Natuurlijk is de context van de coronacrisis een heel specifieke. Mogelijk verwachten werknemers dat de afgenomen vraag in hun sector van tijdelijke aard is, en dat die weer opleeft na het opheffen van de coronamaatregelen. Bovendien zijn deze verwachtingen ten aanzien van de tijdelijkheid mogelijk nog eens versterkt door de genomen steunmaatregelen.

Echter, ook in de toekomst zal mobiliteit op de arbeidsmarkt waarschijnlijk nodig zijn vanwege de relatief grote en snelle structurele veranderingen als gevolg van bijvoorbeeld digitalisering en decarbonisatie. Onderzoek laat zien dat er, met name voor kwetsbare groepen, belemmeringen zijn wat betreft het zich laten bij- of omscholen (Diris et al., 2021). Daarom zou het interessant zijn om, ook na de coronacrisis, de mobiliteit van werknemers tussen sectoren, en de rol van scholing daarbij, verder in kaart te brengen.

Getty Images

Literatuur

Anderson, H., G. Caggiano, F. Vahid en B. Wong (2020) Sectoral employment dynamics in Australia and the COVID-19 pandemic. The Australian Economic Review, 53(3), 402–414.

Buera, F.J., R.N. Fattal-Jaef, H. Hopenhayn et al. (2021) The economic ripple effects of COVID-19. NBER Working Paper, 28704.

CBS (2021) Spolisbus: banen en lonen volgens Polisadministratie. CBS, juni.

Diris, R.E.M., L.M.J. van Doorn en O.P. van Vliet (2021) Scholing en activering op de arbeidsmarkt van de 21ste eeuw. Tijdschrift voor Arbeidsrecht in Context, 10(2), 88–100.

Schellekens, M., A. Cnossen en R. ’t Jong (2021) Coronasteun stabiliseerde de economie, maar was ook ruim. ESB, 106(4799), 309–311.

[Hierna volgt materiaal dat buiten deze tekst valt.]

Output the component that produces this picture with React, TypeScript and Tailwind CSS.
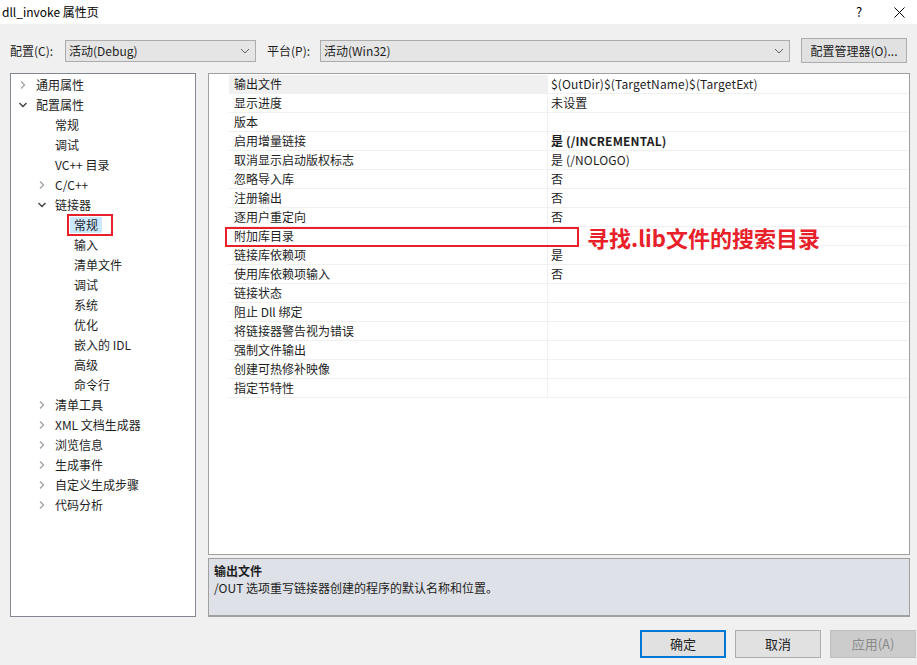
import React from "react";

const FONT = "font-['Noto_Sans_CJK_SC','Microsoft_YaHei',sans-serif]";

function ChevronRight() {
  return (
    <svg width="8" height="10" viewBox="0 0 8 10">
      <path d="M2 1.5 L5.5 5 L2 8.5" fill="none" stroke="#a3a3a3" strokeWidth="1.4" />
    </svg>
  );
}
function ChevronDown() {
  return (
    <svg width="10" height="8" viewBox="0 0 10 8">
      <path d="M1.5 2 L5 5.5 L8.5 2" fill="none" stroke="#404040" strokeWidth="1.4" />
    </svg>
  );
}
function SelectChevron() {
  return (
    <svg width="10" height="6" viewBox="0 0 10 6">
      <path d="M1 1 L5 5 L9 1" fill="none" stroke="#606060" strokeWidth="1" />
    </svg>
  );
}

type TreeItem = { label: string; level: 0 | 1 | 2; state?: "open" | "closed"; selected?: boolean };

const tree: TreeItem[] = [
  { label: "通用属性", level: 0, state: "closed" },
  { label: "配置属性", level: 0, state: "open" },
  { label: "常规", level: 1 },
  { label: "调试", level: 1 },
  { label: "VC++ 目录", level: 1 },
  { label: "C/C++", level: 1, state: "closed" },
  { label: "链接器", level: 1, state: "open" },
  { label: "常规", level: 2, selected: true },
  { label: "输入", level: 2 },
  { label: "清单文件", level: 2 },
  { label: "调试", level: 2 },
  { label: "系统", level: 2 },
  { label: "优化", level: 2 },
  { label: "嵌入的 IDL", level: 2 },
  { label: "高级", level: 2 },
  { label: "命令行", level: 2 },
  { label: "清单工具", level: 1, state: "closed" },
  { label: "XML 文档生成器", level: 1, state: "closed" },
  { label: "浏览信息", level: 1, state: "closed" },
  { label: "生成事件", level: 1, state: "closed" },
  { label: "自定义生成步骤", level: 1, state: "closed" },
  { label: "代码分析", level: 1, state: "closed" },
];

const levelPad = ["pl-[4px]", "pl-[23px]", "pl-[42px]"];

type Prop = { name: string; value: string; bold?: boolean };
const props: Prop[] = [
  { name: "输出文件", value: "$(OutDir)$(TargetName)$(TargetExt)" },
  { name: "显示进度", value: "未设置" },
  { name: "版本", value: "" },
  { name: "启用增量链接", value: "是 (/INCREMENTAL)", bold: true },
  { name: "取消显示启动版权标志", value: "是 (/NOLOGO)" },
  { name: "忽略导入库", value: "否" },
  { name: "注册输出", value: "否" },
  { name: "逐用户重定向", value: "否" },
  { name: "附加库目录", value: "" },
  { name: "链接库依赖项", value: "是" },
  { name: "使用库依赖项输入", value: "否" },
  { name: "链接状态", value: "" },
  { name: "阻止 Dll 绑定", value: "" },
  { name: "将链接器警告视为错误", value: "" },
  { name: "强制文件输出", value: "" },
  { name: "创建可热修补映像", value: "" },
  { name: "指定节特性", value: "" },
];

export default function App() {
  return (
    <div className={`relative w-[917px] h-[665px] bg-[#f0f0f0] flex flex-col text-[12px] text-[#1e1e1e] ${FONT} overflow-hidden`}>
      {/* Title bar */}
      <div className="h-[24px] bg-white flex items-center shrink-0">
        <span className="pl-[2px] text-[12px] text-black">dll_invoke 属性页</span>
        <div className="ml-auto flex items-center h-full">
          <span className="w-[20px] text-center text-[13px] text-black mr-[25px]">?</span>
          <svg width="11" height="11" viewBox="0 0 11 11" className="mr-[12px]">
            <path d="M0.5 0.5 L10.5 10.5 M10.5 0.5 L0.5 10.5" stroke="#000" strokeWidth="1" />
          </svg>
        </div>
      </div>

      {/* Config row */}
      <div className="mt-[14px] h-[25px] flex items-center shrink-0 pl-[10px]">
        <span className="w-[55px]">配置(C):</span>
        <div className="w-[191px] h-[22px] bg-[#e5e5e5] border border-[#acacac] flex items-center pl-[3px] pr-[5px]">
          <span className="flex-1">活动(Debug)</span>
          <SelectChevron />
        </div>
        <span className="ml-[11px] w-[53px]">平台(P):</span>
        <div className="w-[470px] h-[22px] bg-[#e5e5e5] border border-[#acacac] flex items-center pl-[3px] pr-[5px]">
          <span className="flex-1">活动(Win32)</span>
          <SelectChevron />
        </div>
        <div className="ml-[11px] w-[106px] h-[25px] bg-[#e1e1e1] border border-[#adadad] flex items-center justify-center">
          配置管理器(O)...
        </div>
      </div>

      {/* Main */}
      <div className="mt-[10px] h-[544px] flex pl-[10px] gap-[12px] shrink-0">
        {/* Tree */}
        <div className="w-[186px] h-full bg-white border border-[#828790] pt-[1px]">
          {tree.map((it, i) => (
            <div key={i} className={`h-[20px] flex items-center ${levelPad[it.level]}`}>
              <div className="w-[16px] h-full flex items-center justify-center">
                {it.state === "closed" && <ChevronRight />}
                {it.state === "open" && <ChevronDown />}
              </div>
              <span
                className={`relative ml-[1px] px-[4px] h-[16px] leading-[16px] ${it.selected ? "bg-[#cce8ff]" : ""}`}
              >
                {it.label}
                {it.selected && (
                  <span className="absolute left-[-3px] right-[-11px] top-[-3px] bottom-[-3px] border-2 border-[#e8202a]" />
                )}
              </span>
            </div>
          ))}
        </div>

        {/* Right */}
        <div className="w-[702px] h-full flex flex-col">
          <div className="h-[482px] bg-white border border-[#a0a0a0] pl-[20px] pt-[1px] shrink-0">
            {props.map((p, i) => (
              <div key={i} className="h-[19px] flex border-b border-[#f0f0f0]">
                <div
                  className={`w-[319px] border-r border-[#f0f0f0] pl-[5px] flex items-center ${i === 0 ? "bg-[#f0f0f0]" : ""}`}
                >
                  {p.name}
                </div>
                <div className={`flex-1 pl-[3px] flex items-center tracking-[0.15px] ${p.bold ? "font-bold" : ""}`}>{p.value}</div>
              </div>
            ))}
          </div>
          <div className="mt-[3px] flex-1 bg-[#dee1e7] border border-[#a0a0a0] border-b-2 border-b-[#a0a0a0] px-[5px] pt-[3px]">
            <div className="font-bold leading-[17px]">输出文件</div>
            <div className="leading-[17px]">/OUT 选项重写链接器创建的程序的默认名称和位置。</div>
          </div>
        </div>
      </div>

      {/* Buttons */}
      <div className="mt-[13px] h-[28px] flex justify-end gap-[9px] pr-[1px] shrink-0">
        <div className="w-[86px] h-[28px] bg-[#e1e1e1] border-2 border-[#0078d7] flex items-center justify-center text-[13px]">
          确定
        </div>
        <div className="w-[86px] h-[28px] bg-[#e1e1e1] border border-[#adadad] flex items-center justify-center text-[13px]">
          取消
        </div>
        <div className="w-[86px] h-[28px] bg-[#cccccc] border border-[#bfbfbf] flex items-center justify-center text-[13px] text-[#8a8a8a]">
          应用(A)
        </div>
      </div>

      {/* Annotation overlay */}
      <div className="absolute left-[225px] top-[227px] w-[354px] h-[20px] border-2 border-[#e8202a]" />
      <div className="absolute left-[587px] top-[223px] text-[22px] font-bold text-[#e8202a] leading-[28px]">
        寻找.lib文件的搜索目录
      </div>
    </div>
  );
}
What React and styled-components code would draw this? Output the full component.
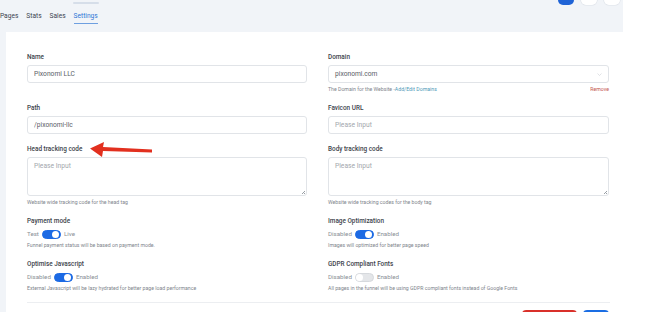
import React from "react";
import styled, { createGlobalStyle } from "styled-components";

const GlobalStyle = createGlobalStyle`
  body {
    margin: 0;
    background: #ffffff;
    font-family: Roboto, "Liberation Sans", sans-serif;
  }
`;

function App() {
  return (
    <>
      <GlobalStyle />
      <Page>
        <TopBar>
          <TopStub />
          <Tabs>
            <Tab>Pages</Tab>
            <Tab>Stats</Tab>
            <Tab>Sales</Tab>
            <Tab $active>Settings</Tab>
          </Tabs>
          <TopActions>
            <TopButton $primary />
            <TopButton />
            <TopButton />
          </TopActions>
        </TopBar>

        <Card>
          <Grid>
            <Field>
              <Label>Name</Label>
              <Input defaultValue="Pixonomi LLC" />
            </Field>
            <Field>
              <Label>Domain</Label>
              <SelectBox>
                <span>pixonomi.com</span>
                <Chevron viewBox="0 0 10 6">
                  <path d="M1 1l4 4 4-4" fill="none" stroke="#c3c7cc" strokeWidth="1" />
                </Chevron>
              </SelectBox>
              <HelpRow>
                <Help>
                  The Domain for the Website -<HelpLink>Add/Edit Domains</HelpLink>
                </Help>
                <Remove>Remove</Remove>
              </HelpRow>
            </Field>

            <Field>
              <Label>Path</Label>
              <Input defaultValue="/pixonomi-llc" />
            </Field>
            <Field>
              <Label>Favicon URL</Label>
              <Input placeholder="Please Input" />
            </Field>

            <Field>
              <Label>Head tracking code</Label>
              <AreaWrap>
                <TextArea placeholder="Please Input" />
                <Grip />
              </AreaWrap>
              <Help>Website wide tracking code for the head tag</Help>
            </Field>
            <Field>
              <Label>Body tracking code</Label>
              <AreaWrap>
                <TextArea placeholder="Please Input" />
                <Grip />
              </AreaWrap>
              <Help>Website wide tracking codes for the body tag</Help>
            </Field>

            <Field>
              <Label>Payment mode</Label>
              <SwitchRow>
                <SwitchText>Test</SwitchText>
                <Switch $on />
                <SwitchText>Live</SwitchText>
              </SwitchRow>
              <Help>Funnel payment status will be based on payment mode.</Help>
            </Field>
            <Field>
              <Label>Image Optimization</Label>
              <SwitchRow>
                <SwitchText>Disabled</SwitchText>
                <Switch $on />
                <SwitchText>Enabled</SwitchText>
              </SwitchRow>
              <Help>Images will optimized for better page speed</Help>
            </Field>

            <Field>
              <Label>Optimise Javascript</Label>
              <SwitchRow>
                <SwitchText>Disabled</SwitchText>
                <Switch $on />
                <SwitchText>Enabled</SwitchText>
              </SwitchRow>
              <Help>External Javascript will be lazy hydrated for better page load performance</Help>
            </Field>
            <Field>
              <Label>GDPR Compliant Fonts</Label>
              <SwitchRow>
                <SwitchText>Disabled</SwitchText>
                <Switch />
                <SwitchText>Enabled</SwitchText>
              </SwitchRow>
              <Help>All pages in the funnel will be using GDPR compliant fonts instead of Google Fonts</Help>
            </Field>
          </Grid>

          <Divider />
          <Footer>
            <FooterButton $color="#d9302a" $width={55} />
            <FooterButton $color="#1a6de3" $width={26} />
          </Footer>
        </Card>

        <Arrow viewBox="0 0 66 18">
          <path
            d="M2 7.5 L16 1 L15 6 L64 8.5 L64 11.5 L15 10 L14 16 Z"
            fill="#e2301f"
          />
        </Arrow>
      </Page>
    </>
  );
}

const Page = styled.div`
  position: relative;
  width: 623px;
  height: 312px;
  overflow: hidden;
  background: #f1f4f8;
`;

const TopBar = styled.div`
  position: relative;
  height: 32px;
  display: flex;
  justify-content: space-between;
  align-items: flex-start;
`;

const TopStub = styled.div`
  position: absolute;
  left: 73px;
  top: 2px;
  width: 26px;
  height: 2px;
  border-radius: 1px;
  background: #d6dee9;
`;

const Tabs = styled.div`
  display: flex;
  gap: 8px;
  margin-left: 0;
  padding-top: 12px;
`;

const Tab = styled.div`
  font-size: 6.6px;
  line-height: 9px;
  padding-bottom: 2px;
  color: ${({ $active }) => ($active ? "#2d74d6" : "#3b4350")};
  border-bottom: 1.5px solid ${({ $active }) => ($active ? "#6e9fe0" : "transparent")};
`;

const TopActions = styled.div`
  display: flex;
  gap: 7px;
  margin-right: 3px;
`;

const TopButton = styled.div`
  width: 16px;
  height: 5px;
  border-radius: 0 0 5px 5px;
  background: ${({ $primary }) => ($primary ? "#1f63d6" : "#ffffff")};
  box-shadow: ${({ $primary }) => ($primary ? "none" : "0 0 0 0.6px #dde2e8")};
`;

const Card = styled.div`
  margin-left: 6px;
  background: #ffffff;
  padding: 21px 14px 0 21px;
  height: 300px;
`;

const Grid = styled.div`
  display: grid;
  grid-template-columns: 280px 281px;
  column-gap: 21px;
  row-gap: 11px;
`;

const Field = styled.div`
  display: flex;
  flex-direction: column;
`;

const Label = styled.div`
  font-size: 6.4px;
  font-weight: 500;
  line-height: 9px;
  color: #3d434b;
  margin-bottom: 3px;
`;

const inputBase = `
  box-sizing: border-box;
  width: 100%;
  border: 0.8px solid #e1e4e8;
  border-radius: 3px;
  background: #ffffff;
  font-family: Roboto, "Liberation Sans", sans-serif;
  font-size: 6.7px;
  color: #5b6068;
  padding: 0 6px;
  outline: none;
  &::placeholder {
    color: #a3a7ad;
  }
`;

const Input = styled.input`
  ${inputBase}
  height: 18px;
`;

const SelectBox = styled.div`
  ${inputBase}
  height: 18px;
  display: flex;
  align-items: center;
  justify-content: space-between;
`;

const Chevron = styled.svg`
  width: 5px;
  height: 3px;
`;

const AreaWrap = styled.div`
  position: relative;
`;

const TextArea = styled.textarea`
  ${inputBase}
  display: block;
  height: 39px;
  padding-top: 4px;
  resize: none;
`;

const Grip = styled.div`
  position: absolute;
  right: 2px;
  bottom: 2px;
  width: 3px;
  height: 3px;
  background: linear-gradient(
    135deg,
    transparent 45%,
    #9aa0a6 45%,
    #9aa0a6 55%,
    transparent 55%,
    transparent 75%,
    #9aa0a6 75%,
    #9aa0a6 85%,
    transparent 85%
  );
`;

const HelpRow = styled.div`
  display: flex;
  justify-content: space-between;
  align-items: center;
`;

const Help = styled.div`
  font-size: 5.2px;
  line-height: 7px;
  color: #80858c;
  margin-top: 3px;
`;

const HelpLink = styled.span`
  color: #4f9ab8;
`;

const Remove = styled.div`
  font-size: 5.2px;
  line-height: 7px;
  margin-top: 3px;
  color: #c4574f;
`;

const SwitchRow = styled.div`
  display: flex;
  align-items: center;
  gap: 3px;
  height: 10px;
`;

const SwitchText = styled.span`
  font-size: 6.2px;
  color: #8a8f96;
`;

const Switch = styled.div`
  position: relative;
  box-sizing: border-box;
  width: 19px;
  height: 9px;
  border-radius: 5px;
  background: ${({ $on }) => ($on ? "#1c6ae4" : "#e4e6e9")};
  border: 0.6px solid ${({ $on }) => ($on ? "#1c6ae4" : "#d6d9dd")};

  &::after {
    content: "";
    position: absolute;
    top: 0.5px;
    ${({ $on }) => ($on ? "right: 0.5px;" : "left: 0.5px;")}
    width: 7px;
    height: 7px;
    border-radius: 50%;
    background: #ffffff;
  }
`;

const Divider = styled.div`
  height: 1px;
  background: #eceef1;
  margin-top: 10px;
  width: 583px;
`;

const Footer = styled.div`
  display: flex;
  justify-content: flex-end;
  gap: 6px;
  width: 582px;
  padding-top: 7px;
`;

const FooterButton = styled.div`
  width: ${({ $width }) => $width}px;
  height: 16px;
  border-radius: 4px;
  background: ${({ $color }) => $color};
`;

const Arrow = styled.svg`
  position: absolute;
  left: 88px;
  top: 141px;
  width: 66px;
  height: 18px;
`;

export default App;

Vliet, O. van, en L. van Doorn (2021) Baanpolarisatie en flexibilisering op de Europese arbeidsmarkt: beleidsimplicaties voor Nederland. In: E.M.H. Hirsch Ballin, A.P.C.M. Jaspers, J.A. Knottnerus en H. Vinke (red.), De toekomst van de sociale zekerheid: de menselijke maat in een solidaire samenleving. Den Haag: Boom Juridisch, p. 287–304.